At the Rug Republic Headquarters, New Delhi, an old, dilapidated structure is given a lease of new life with minimal interventions. The building, located in the industrial hub of Okhla, is enveloped in a skin of Corten steel that protects it from its acrid context giving rise to an inward-looking structure. The design reuses the warehouse by undoing ad-hoc alterations in the building’s layout and creating open planned spaces. A bare shell with a non-intrusive backdrop works to showcase the displayed products. Bare black interiors, rebar cage and fired brick flooring offer an unfinished aesthetic to the space and allow
for removal for future adaptations. By reusing the existing structure and making restrained alterations to the spaces, the design prioritises sustainability and flexibility.
Completed in 2020
Rug Republic Headquarters, Okhla, New Delhi
A post-industrial expression of exposed steel facade, designed as a reaction to the building’s industrial setting.
Design Team: Akshat Bhatt and Heena Bhargava
Site Area: 1500 sq.yd / 13500 sq.ft.
Built up: 20,000 sq.ft.
Status: Completed 2020
‘It’s fascinating to take something forgotten and to give it new life: This is the century of
recuperation. There is no space, no forests, no water anymore for continuous production of new
things. So, take something old and make it special.’

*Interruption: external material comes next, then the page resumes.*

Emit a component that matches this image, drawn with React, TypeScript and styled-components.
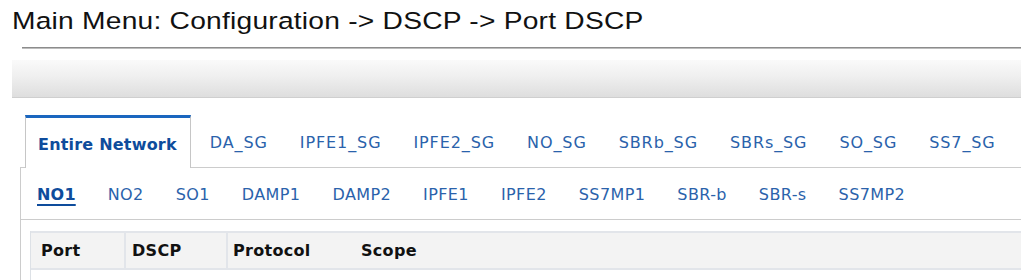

Emerging from this thought, the design of the Rug Republic headquarters in Okhla, in the heart
of New Delhi is a reaction to its industrial setting: an indictment of what we have brought our cities
to. The brief presented by the client was to make the existing dilapidated building usable again,
within a limited budget and with minimal interventions. Hence, a great emphasis has been placed
on reclaiming the usable spaces, by undoing ad-hoc alterations in the building’s spatial layout and
removing layers of the flooring that was done by its previous occupants.
The design, a weeping transformer, is a reinterpretation of an expression of warehouses that
emerges from the architect’s understanding of the physical context and the challenges it posed.

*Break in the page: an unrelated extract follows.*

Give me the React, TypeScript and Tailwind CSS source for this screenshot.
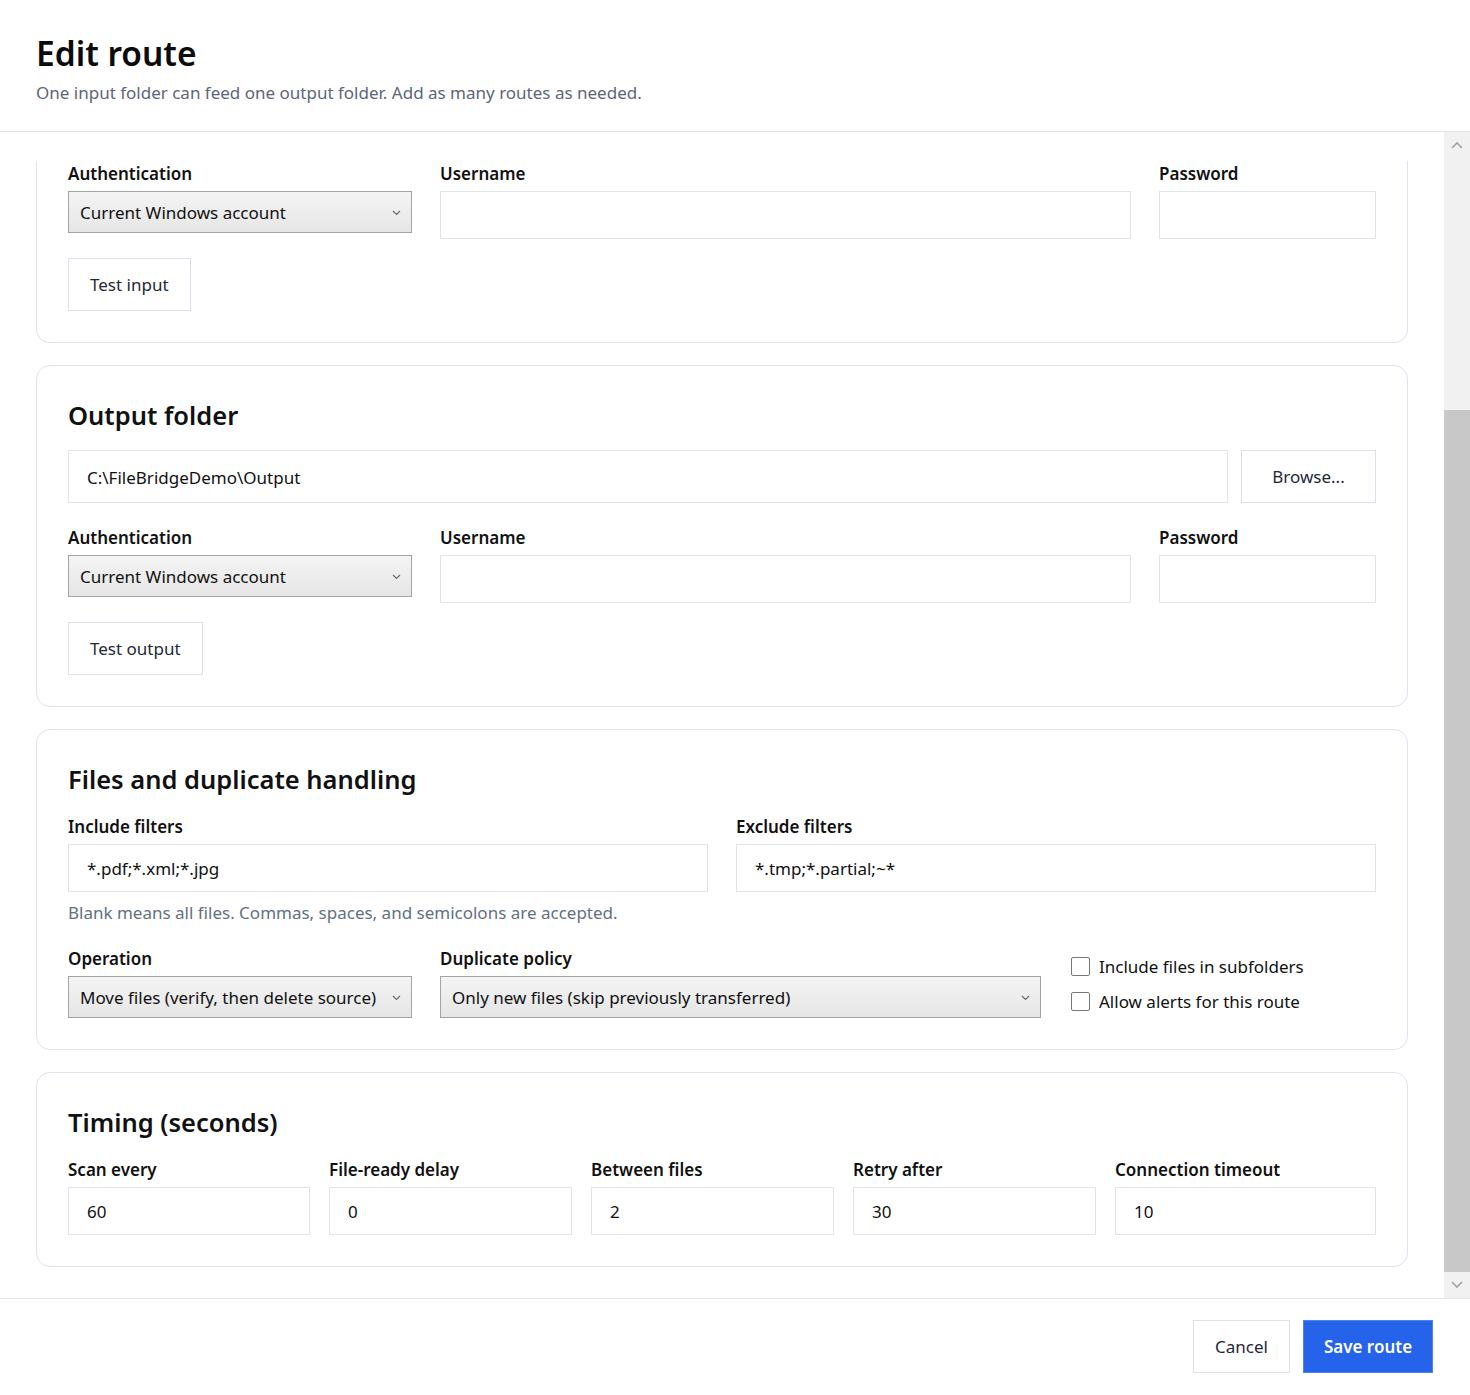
import React from "react";

function Label({ children }: { children: React.ReactNode }) {
  return (
    <div className="h-[22px] leading-[26px] mb-2 text-[17px] font-semibold text-[#111]">
      {children}
    </div>
  );
}

function TextBox({ value = "", className = "" }: { value?: string; className?: string }) {
  return (
    <input
      readOnly
      value={value}
      className={`h-[48px] w-full border border-[#dfe5ee] bg-white px-[18px] pt-px text-[17px] text-[#111] outline-none ${className}`}
    />
  );
}

function Chevron() {
  return (
    <svg width="9" height="6" viewBox="0 0 9 6" fill="none">
      <path d="M1 1l3.5 3.5L8 1" stroke="#6b6b6b" strokeWidth="1.2" />
    </svg>
  );
}

function Select({ value }: { value: string }) {
  return (
    <button className="flex h-[42px] w-full items-center justify-between border border-[#a3a3a3] bg-linear-to-b from-[#f4f4f4] to-[#e6e6e6] pt-px pl-[11px] pr-[10px] text-left text-[17px] text-[#111]">
      <span>{value}</span>
      <Chevron />
    </button>
  );
}

function Btn({ children, className = "" }: { children: React.ReactNode; className?: string }) {
  return (
    <button
      className={`h-[53px] border border-[#dbe2ee] bg-white px-[21px] text-[17px] text-[#1f2937] ${className}`}
    >
      {children}
    </button>
  );
}

function Check({ label }: { label: string }) {
  return (
    <div className="flex h-[22px] items-center gap-[9px] text-[17px] text-[#111]">
      <span className="h-[19px] w-[19px] rounded-[2px] border border-[#777] bg-white" />
      <span className="pt-px">{label}</span>
    </div>
  );
}

function AuthRow() {
  return (
    <div className="grid grid-cols-[344px_1fr_217px] gap-x-[28px]">
      <div>
        <Label>Authentication</Label>
        <Select value="Current Windows account" />
      </div>
      <div>
        <Label>Username</Label>
        <TextBox />
      </div>
      <div>
        <Label>Password</Label>
        <TextBox />
      </div>
    </div>
  );
}

function Card({ title, children }: { title: string; children: React.ReactNode }) {
  return (
    <section className="rounded-[14px] border border-[#dde4ef] bg-white px-[31px] pt-[31px] pb-[31px]">
      <h2 className="mb-[17px] h-[36px] text-[25.5px] leading-[37px] font-semibold text-[#111]">{title}</h2>
      {children}
    </section>
  );
}

export default function App() {
  const timing = [
    ["Scan every", "60"],
    ["File-ready delay", "0"],
    ["Between files", "2"],
    ["Retry after", "30"],
    ["Connection timeout", "10"],
  ];

  return (
    <div className="flex h-[1395px] flex-col overflow-hidden bg-white font-['Noto_Sans',sans-serif]">
      {/* header */}
      <header className="border-b border-[#e2e6ee] px-9 pt-[30px] pb-[27px]">
        <h1 className="text-[33.5px] leading-[46px] font-semibold text-[#0b0b0b]">Edit route</h1>
        <p className="mt-1 text-[17px] leading-[26px] h-[24px] text-[#5d6676]">
          One input folder can feed one output folder. Add as many routes as needed.
        </p>
      </header>

      <div className="flex min-h-0 flex-1">
        <main className="flex min-w-0 flex-1 flex-col gap-[22px] overflow-hidden px-9 pt-[29px]">
          {/* input folder card, scrolled partly out of view */}
          <section className="shrink-0 rounded-b-[14px] border-x border-b border-[#dde4ef] bg-white px-[31px] pb-[31px]">
            <AuthRow />
            <Btn className="mt-[19px]">Test input</Btn>
          </section>

          <Card title="Output folder">
            <div className="flex gap-[13px]">
              <TextBox value="C:\FileBridgeDemo\Output" className="h-[53px] flex-1" />
              <Btn className="w-[135px] shrink-0">Browse...</Btn>
            </div>
            <div className="mt-[22px]">
              <AuthRow />
            </div>
            <Btn className="mt-[19px]">Test output</Btn>
          </Card>

          <Card title="Files and duplicate handling">
            <div className="mt-px grid grid-cols-2 gap-x-[28px]">
              <div>
                <Label>Include filters</Label>
                <TextBox value="*.pdf;*.xml;*.jpg" />
              </div>
              <div>
                <Label>Exclude filters</Label>
                <TextBox value="*.tmp;*.partial;~*" />
              </div>
            </div>
            <p className="mt-[10px] text-[17px] leading-[22px] text-[#64707f]">
              Blank means all files. Commas, spaces, and semicolons are accepted.
            </p>
            <div className="mt-[22px] grid grid-cols-[344px_601px_1fr] gap-x-[28px]">
              <div>
                <Label>Operation</Label>
                <Select value="Move files (verify, then delete source)" />
              </div>
              <div>
                <Label>Duplicate policy</Label>
                <Select value="Only new files (skip previously transferred)" />
              </div>
              <div className="flex flex-col gap-[13px] pt-[9px] pl-[2px]">
                <Check label="Include files in subfolders" />
                <Check label="Allow alerts for this route" />
              </div>
            </div>
          </Card>

          <Card title="Timing (seconds)">
            <div className="mt-px grid grid-cols-[242px_243px_243px_243px_1fr] gap-x-[19px]">
              {timing.map(([l, v]) => (
                <div key={l}>
                  <Label>{l}</Label>
                  <TextBox value={v} />
                </div>
              ))}
            </div>
          </Card>
        </main>

        {/* scrollbar */}
        <div className="flex w-[26px] shrink-0 flex-col bg-[#f1f1f1]">
          <div className="flex h-[26px] items-center justify-center">
            <svg width="12" height="8" viewBox="0 0 12 8" fill="none">
              <path d="M1 7l5-5 5 5" stroke="#a3a3a3" strokeWidth="1.6" />
            </svg>
          </div>
          <div className="flex flex-1 flex-col">
            <div className="h-[252px]" />
            <div className="flex-1 bg-[#c8c8c8]" />
          </div>
          <div className="flex h-[26px] items-center justify-center">
            <svg width="12" height="8" viewBox="0 0 12 8" fill="none">
              <path d="M1 1l5 5 5-5" stroke="#a3a3a3" strokeWidth="1.6" />
            </svg>
          </div>
        </div>
      </div>

      {/* footer */}
      <footer className="flex justify-end gap-[13px] border-t border-[#e2e6ee] pt-[21px] pr-[37px] pb-[22px]">
        <Btn className="w-[97px] px-0">Cancel</Btn>
        <button className="h-[53px] w-[130px] border border-[#4d82f0] bg-[#2563eb] text-[17px] font-semibold text-white">
          Save route
        </button>
      </footer>
    </div>
  );
}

By equating Okhla to a war zone, a metal shell has been enveloped around the structure to protect
the interiors from the hostile and acrid environment. An inward-looking building, therefore, finds
its justification in the site’s industrial skyline that offers nothing of visual interest at eye level. Furthermore, acrid air quality and ruckus created by the monkeys in the neighborhood demanded
a deviation from the conventional glass architecture and prevented large openings on the facade.

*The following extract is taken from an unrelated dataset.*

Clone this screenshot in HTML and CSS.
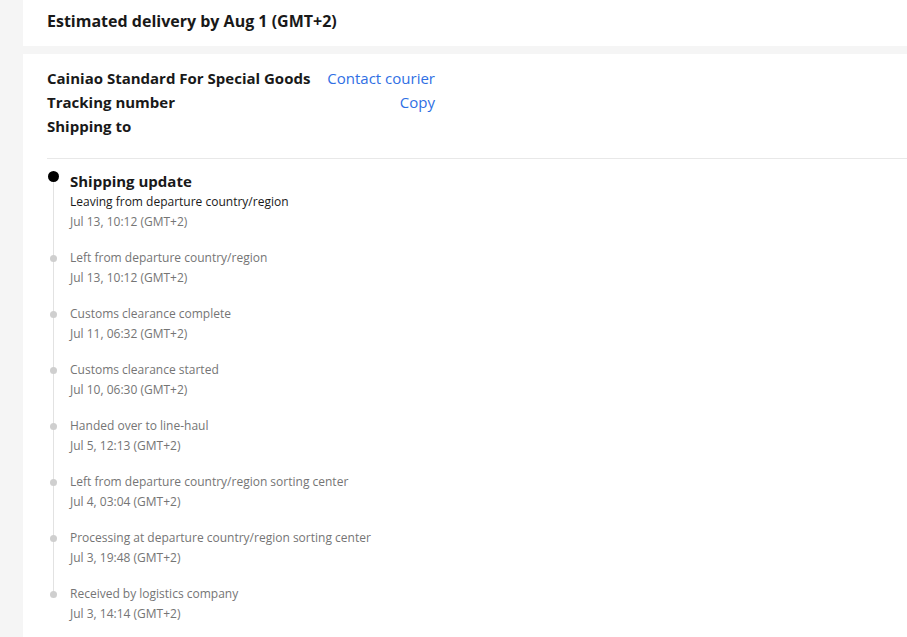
FILE: index.html
```html
<!DOCTYPE html>
<html lang="en">
<head>
<meta charset="utf-8">
<title>Tracking</title>
<link rel="stylesheet" href="styles.css">
</head>
<body>
<div class="page">
  <section class="card head">
    <h1 class="eta">Estimated delivery by Aug 1 (GMT+2)</h1>
  </section>
  <section class="card detail">
    <div class="info">
      <div class="row"><span class="label">Cainiao Standard For Special Goods</span><a class="link">Contact courier</a></div>
      <div class="row"><span class="label">Tracking number</span><a class="link">Copy</a></div>
      <div class="row"><span class="label">Shipping to</span></div>
    </div>
    <ul class="timeline">
      <li class="step current">
        <div class="step-title">Shipping update</div>
        <div class="step-desc">Leaving from departure country/region</div>
        <div class="step-time">Jul 13, 10:12 (GMT+2)</div>
      </li>
      <li class="step">
        <div class="step-desc">Left from departure country/region</div>
        <div class="step-time">Jul 13, 10:12 (GMT+2)</div>
      </li>
      <li class="step">
        <div class="step-desc">Customs clearance complete</div>
        <div class="step-time">Jul 11, 06:32 (GMT+2)</div>
      </li>
      <li class="step">
        <div class="step-desc">Customs clearance started</div>
        <div class="step-time">Jul 10, 06:30 (GMT+2)</div>
      </li>
      <li class="step">
        <div class="step-desc">Handed over to line-haul</div>
        <div class="step-time">Jul 5, 12:13 (GMT+2)</div>
      </li>
      <li class="step">
        <div class="step-desc">Left from departure country/region sorting center</div>
        <div class="step-time">Jul 4, 03:04 (GMT+2)</div>
      </li>
      <li class="step">
        <div class="step-desc">Processing at departure country/region sorting center</div>
        <div class="step-time">Jul 3, 19:48 (GMT+2)</div>
      </li>
      <li class="step">
        <div class="step-desc">Received by logistics company</div>
        <div class="step-time">Jul 3, 14:14 (GMT+2)</div>
      </li>
    </ul>
  </section>
</div>
</body>
</html>
```
FILE: styles.css
```css
html, body {
  margin: 0;
  padding: 0;
  background: #f5f5f5;
  font-family: "Open Sans", "Noto Sans", sans-serif;
  color: #191919;
}
.page {
  margin-left: 23px;
  display: flex;
  flex-direction: column;
  gap: 8px;
  height: 637px;
  overflow: hidden;
}
.card {
  background: #fff;
  flex-shrink: 0;
}
.head {
  height: 46px;
  padding-left: 24px;
  display: flex;
  align-items: center;
}
.eta {
  margin: 0;
  font-size: 16px;
  font-weight: 700;
  line-height: 22px;
  margin-top: -5px;
}
.detail {
  flex: 1 0 auto;
  padding: 12px 0 0 24px;
}
.info {
  display: flex;
  flex-direction: column;
  padding-bottom: 20px;
  border-bottom: 1px solid #e8e8e8;
}
.row {
  display: flex;
  justify-content: space-between;
  width: 388px;
  height: 24px;
  align-items: center;
}
.label {
  font-size: 15px;
  font-weight: 700;
}
.link {
  color: #2f6fe4;
  font-size: 15px;
  cursor: pointer;
}
.timeline {
  list-style: none;
  margin: 0;
  padding: 15px 0 0 0;
}
.step {
  position: relative;
  padding-left: 23px;
  height: 56px;
}
.step::before {
  content: "";
  position: absolute;
  left: 6px;
  top: 0;
  bottom: 0;
  width: 1px;
  background: #e2e2e2;
}
.step:first-child::before {
  top: 10px;
}
.step:last-child::before {
  bottom: auto;
  height: 10px;
}
.step::after {
  content: "";
  position: absolute;
  left: 3px;
  top: 7px;
  width: 7px;
  height: 7px;
  border-radius: 50%;
  background: #cfcfcf;
}
.step.current {
  height: 76px;
}
.step.current::after {
  left: 1px;
  top: -1px;
  width: 11px;
  height: 11px;
  background: #000;
}
.step-title {
  font-size: 15px;
  font-weight: 700;
  line-height: 18px;
  margin-top: -2px;
  margin-bottom: 2px;
}
.step-desc {
  font-size: 12px;
  line-height: 20px;
  color: #757575;
}
.current .step-desc {
  color: #191919;
}
.step-time {
  font-size: 12px;
  line-height: 20px;
  color: #757575;
}
```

Within the building, the movement is centered around a helical staircase, thereby a curved
aperture creates a sharp contrast against the rectilinear ceiling and establishes a visual
connection between all floors. The curved form is further reflected on the exterior facade and helps draw the eye towards it.
There is a well-defined hierarchy in the spatial organization. Frequently used spaces such as
offices and temporary exhibitions are housed on the ground floor, while permanent exhibitions for
the company’s diverse products and private office cubicles are accommodated on the upper levels. Two container areas have been designed as a spillover space during the work breaks and a small terrace on the top provides views of the distant greens.
Since the building has been designed for one of the largest international exporters of rugs and
soft furniture, the idea was to create a bare shell that generates a non-intrusive backdrop to
celebrate their exquisite work. This has been enabled using bare black interiors, rebar cage and
other inexpensive interventions for the exhibition that offer unfinished aesthetics to the space.
Furthermore, the use of temporary interventions adds to a degree of flexibility to the internal layout. The floors are lined using fire bricks to allow ease of removal for re-working in the future.
On the exterior facade, a visual connection to the outside has been maintained using controlled
apertures crafted in corten steel. The jaali allows minimal daylight to penetrate within and prevent
monkeys from entering the premises. However, on the lower floor near the entrance, split-face
granite stones have been used for their ease of maintenance and rigidity. To achieve functional
efficiency and ease of maintenance, the services have been planned on the outside.
The building is a reflection of the current time and creates a strong impression with the onlooker. It has been designed as a protective armour offering very little views of the outside, keeping the hostile and acrid environment away. By doing so, it puts forth a pressing question “have we brought ourselves to this? And, even if we have, can we still make it interesting?” Instead of hiding under a veil of glass and granite, the design aims to make a post-industrial statement that would intrigue the visitor. With carefully engineered design interventions, a new life has been leased to the structure and made it pertinent for years to come.